Problem to work on - Begin at the line containing "Reproduce this screenshot" and stop at the line containing "const samples = ['1', '2', '3', '4', '5'];"; copy those lines exactly, ends included, and nothing else.

::: Task data

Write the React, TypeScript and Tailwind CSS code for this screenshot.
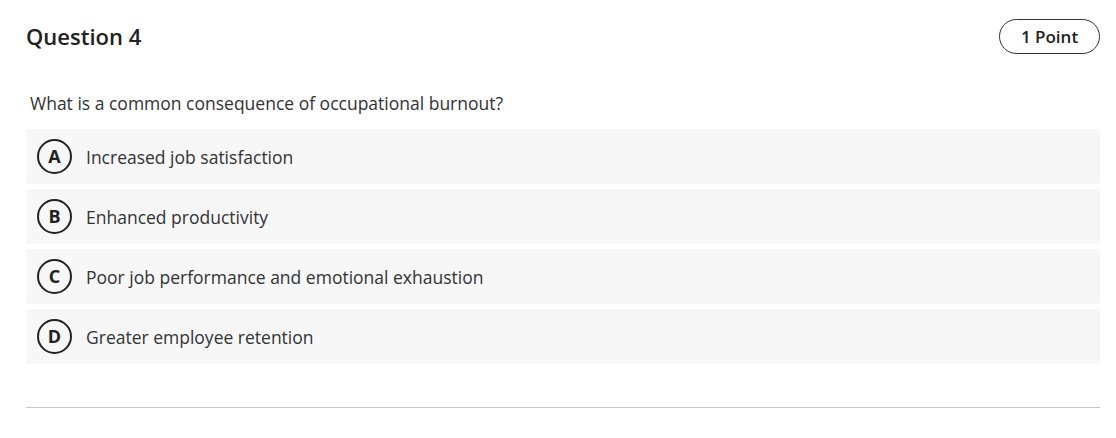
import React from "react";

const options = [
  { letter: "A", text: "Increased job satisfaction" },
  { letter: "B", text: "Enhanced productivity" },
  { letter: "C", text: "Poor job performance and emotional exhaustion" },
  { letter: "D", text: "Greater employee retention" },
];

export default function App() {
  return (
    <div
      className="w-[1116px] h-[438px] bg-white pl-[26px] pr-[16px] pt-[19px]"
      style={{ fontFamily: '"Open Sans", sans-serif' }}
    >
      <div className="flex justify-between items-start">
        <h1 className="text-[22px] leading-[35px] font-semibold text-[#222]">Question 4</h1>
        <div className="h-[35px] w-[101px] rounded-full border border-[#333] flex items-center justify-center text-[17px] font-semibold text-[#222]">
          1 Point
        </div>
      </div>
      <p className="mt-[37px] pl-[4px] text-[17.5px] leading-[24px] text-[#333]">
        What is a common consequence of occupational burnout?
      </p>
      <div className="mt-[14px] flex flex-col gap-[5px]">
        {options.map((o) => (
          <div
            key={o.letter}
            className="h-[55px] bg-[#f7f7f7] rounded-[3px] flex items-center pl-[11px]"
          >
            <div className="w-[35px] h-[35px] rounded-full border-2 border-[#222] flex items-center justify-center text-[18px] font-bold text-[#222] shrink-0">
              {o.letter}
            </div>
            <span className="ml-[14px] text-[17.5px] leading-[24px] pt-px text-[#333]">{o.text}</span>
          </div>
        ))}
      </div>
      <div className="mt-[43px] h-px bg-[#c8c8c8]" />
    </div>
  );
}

::::::
::: Task data

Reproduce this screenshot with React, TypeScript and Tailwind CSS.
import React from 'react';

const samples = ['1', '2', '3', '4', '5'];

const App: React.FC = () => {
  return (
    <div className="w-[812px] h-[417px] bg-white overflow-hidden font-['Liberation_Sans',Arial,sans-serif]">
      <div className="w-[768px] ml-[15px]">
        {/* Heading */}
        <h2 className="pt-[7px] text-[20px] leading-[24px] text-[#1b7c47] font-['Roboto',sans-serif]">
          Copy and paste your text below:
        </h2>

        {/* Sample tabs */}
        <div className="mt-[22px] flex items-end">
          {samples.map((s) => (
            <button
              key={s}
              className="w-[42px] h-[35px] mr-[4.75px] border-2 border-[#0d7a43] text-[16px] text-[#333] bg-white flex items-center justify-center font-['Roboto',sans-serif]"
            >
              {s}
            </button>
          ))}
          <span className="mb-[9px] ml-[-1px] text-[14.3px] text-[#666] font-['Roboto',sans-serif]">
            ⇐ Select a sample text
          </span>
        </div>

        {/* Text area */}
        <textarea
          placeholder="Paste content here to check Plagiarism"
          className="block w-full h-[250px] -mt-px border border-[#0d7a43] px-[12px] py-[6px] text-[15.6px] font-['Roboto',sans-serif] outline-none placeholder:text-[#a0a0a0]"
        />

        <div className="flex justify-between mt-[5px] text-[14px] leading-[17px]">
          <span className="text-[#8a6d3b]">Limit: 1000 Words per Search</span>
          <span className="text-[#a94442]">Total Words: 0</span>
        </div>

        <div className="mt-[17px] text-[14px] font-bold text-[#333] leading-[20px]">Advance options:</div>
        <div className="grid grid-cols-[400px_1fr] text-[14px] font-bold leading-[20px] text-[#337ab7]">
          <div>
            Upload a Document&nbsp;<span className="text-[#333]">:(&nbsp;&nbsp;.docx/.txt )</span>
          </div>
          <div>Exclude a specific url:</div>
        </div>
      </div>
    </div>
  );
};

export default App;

::::::

Answer to the problem -
Reproduce this screenshot with React, TypeScript and Tailwind CSS.
import React from 'react';

const samples = ['1', '2', '3', '4', '5'];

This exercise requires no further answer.